Così intesa, la povertà interiore diventa in noi il rimedio alle tre concupiscenze: combatte la vanità, il desiderio smodato di saper sempre più, la sensualità dello spirito.
Teniamoci nella convinzione che siamo poveri di intelligenza, di cuore, di energia, di costanza, di forza, e la povertà dello spirito verrà in noi da se: l'adotteremo come nostro stato, in tutto vorremo dipendere da Dio: dalla sua luce per l'intelligenza, dalla sua grazia per la volontà, dal suo amore per il cuore, dalla sua croce per il corpo.
Ma perché questa virtù della povertà si renda amabile, bisogna vederla e amarla in Nostro Signore che è tanto povero nel Sacramento e sempre ci ripete: Senza di me non potete far nulla; non avete nulla: io sono la sola vostra ricchezza, non cercatene altre, né in voi stessi né intorno a voi.
IV. - Donde mai vengono i nostri peccati contro la povertà, se ne abbiamo fatta professione, e, se siamo nel mondo, la ripugnanza a condurci secondo la povertà del cuore?
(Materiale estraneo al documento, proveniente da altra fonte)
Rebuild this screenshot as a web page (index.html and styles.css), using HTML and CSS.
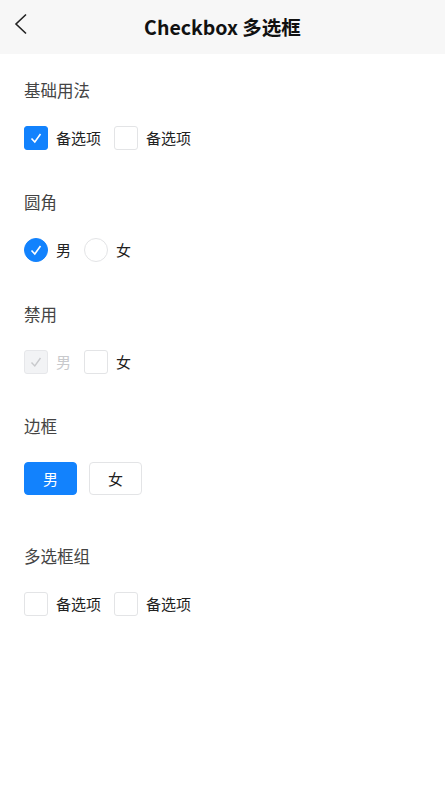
FILE: index.html
```html
<!DOCTYPE html>
<html lang="zh">
<head>
<meta charset="utf-8">
<title>Checkbox 多选框</title>
<link rel="stylesheet" href="styles.css">
</head>
<body>
<header class="nav">
  <span class="back">
    <svg width="16" height="22" viewBox="0 0 16 22"><path d="M13 1.5 L3 11 L13 20.5" fill="none" stroke="#222" stroke-width="1.6"/></svg>
  </span>
  <h1 class="nav-title">Checkbox 多选框</h1>
</header>

<section class="section">
  <div class="title">基础用法</div>
  <div class="row">
    <label class="item"><span class="box checked"><svg viewBox="0 0 24 24"><path d="M7.5 12.5 L10.8 16 L16.5 8" fill="none" stroke="#fff" stroke-width="1.6"/></svg></span><span class="text">备选项</span></label>
    <label class="item"><span class="box"></span><span class="text">备选项</span></label>
  </div>
</section>

<section class="section">
  <div class="title">圆角</div>
  <div class="row">
    <label class="item"><span class="box round checked"><svg viewBox="0 0 24 24"><path d="M7.5 12.5 L10.8 16 L16.5 8" fill="none" stroke="#fff" stroke-width="1.6"/></svg></span><span class="text">男</span></label>
    <label class="item"><span class="box round"></span><span class="text">女</span></label>
  </div>
</section>

<section class="section">
  <div class="title">禁用</div>
  <div class="row">
    <label class="item"><span class="box disabled"><svg viewBox="0 0 24 24"><path d="M7.5 12.5 L10.8 16 L16.5 8" fill="none" stroke="#c8c9cc" stroke-width="1.4"/></svg></span><span class="text text-disabled">男</span></label>
    <label class="item"><span class="box"></span><span class="text">女</span></label>
  </div>
</section>

<section class="section section-border">
  <div class="title">边框</div>
  <div class="row row-buttons">
    <span class="btn btn-on">男</span>
    <span class="btn">女</span>
  </div>
</section>

<section class="section">
  <div class="title">多选框组</div>
  <div class="row">
    <label class="item"><span class="box"></span><span class="text">备选项</span></label>
    <label class="item"><span class="box"></span><span class="text">备选项</span></label>
  </div>
</section>
</body>
</html>
```

FILE: styles.css
```css
* { box-sizing: border-box; }
body {
  margin: 0;
  background: #fff;
  font-family: "Noto Sans CJK SC", "Open Sans", sans-serif;
  color: #333;
}
.nav {
  height: 54px;
  background: #f7f7f7;
  display: flex;
  align-items: center;
  justify-content: center;
  position: relative;
}
.back {
  position: absolute;
  left: 13px;
  top: 13px;
  width: 16px;
  height: 22px;
  display: flex;
}
.nav-title {
  margin: 0;
  font-size: 19.5px;
  font-weight: 700;
  color: #111;
  line-height: 24px;
}
.section {
  padding: 25px 24px 16px;
}
.section-border {
  padding-bottom: 25px;
}
.title {
  font-size: 16.5px;
  line-height: 22px;
  color: #444;
  margin-bottom: 25px;
}
.row {
  display: flex;
  align-items: center;
  gap: 13px;
  height: 24px;
}
.row-buttons {
  height: 33px;
  gap: 12px;
  margin-top: 1px;
}
.item {
  display: flex;
  align-items: center;
  gap: 8px;
}
.box {
  width: 24px;
  height: 24px;
  border: 1px solid #e3e4e6;
  border-radius: 3px;
  background: #fff;
  display: flex;
  align-items: center;
  justify-content: center;
}
.box svg { width: 24px; height: 24px; flex: none; }
.box.checked {
  background: #1282fd;
  border-color: #1282fd;
}
.box.round { border-radius: 50%; }
.box.disabled {
  background: #f2f3f5;
  border-color: #e6e7ea;
}
.text {
  font-size: 15px;
  line-height: 20px;
  color: #222;
}
.text-disabled { color: #c8c9cc; }
.btn {
  width: 53px;
  height: 33px;
  border: 1px solid #e3e4e6;
  border-radius: 4px;
  display: flex;
  align-items: center;
  justify-content: center;
  font-size: 15px;
  color: #222;
  background: #fff;
}
.btn-on {
  background: #1282fd;
  border-color: #1282fd;
  color: #fff;
}
```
Provengono anzitutto dalla vanità, per cui vogliamo avere a nostro uso cose belle, cerchiamo il meglio, il fine, l'appariscente con il pretesto che dura più a lungo. Sarebbe molto meglio consultare Nostro Signore e il suo spirito di povertà, e un atto di questa virtù ci varrebbe assai più che tutta questa pretesa economia.
La sensualità anch'essa ci fa violare la povertà con le cure esagerate che ci usiamo. Quante precauzioni contro ogni minima indisposizione! In molti la natura ha paura della povertà più che dell'umiltà, della modestia o di qualunque altra virtù.
Bisogna dunque che ci mettiamo all'opera risolutamente se vogliamo rassomigliare a Nostro Signore: ciascuno nella sua condizione miri ad avere qualche cosa di meno bello, meno abbondante; e tutto quel che riceviamo o prendiamo contenga un omaggio alla santa povertà di Gesù Cristo Nostro Divin Maestro.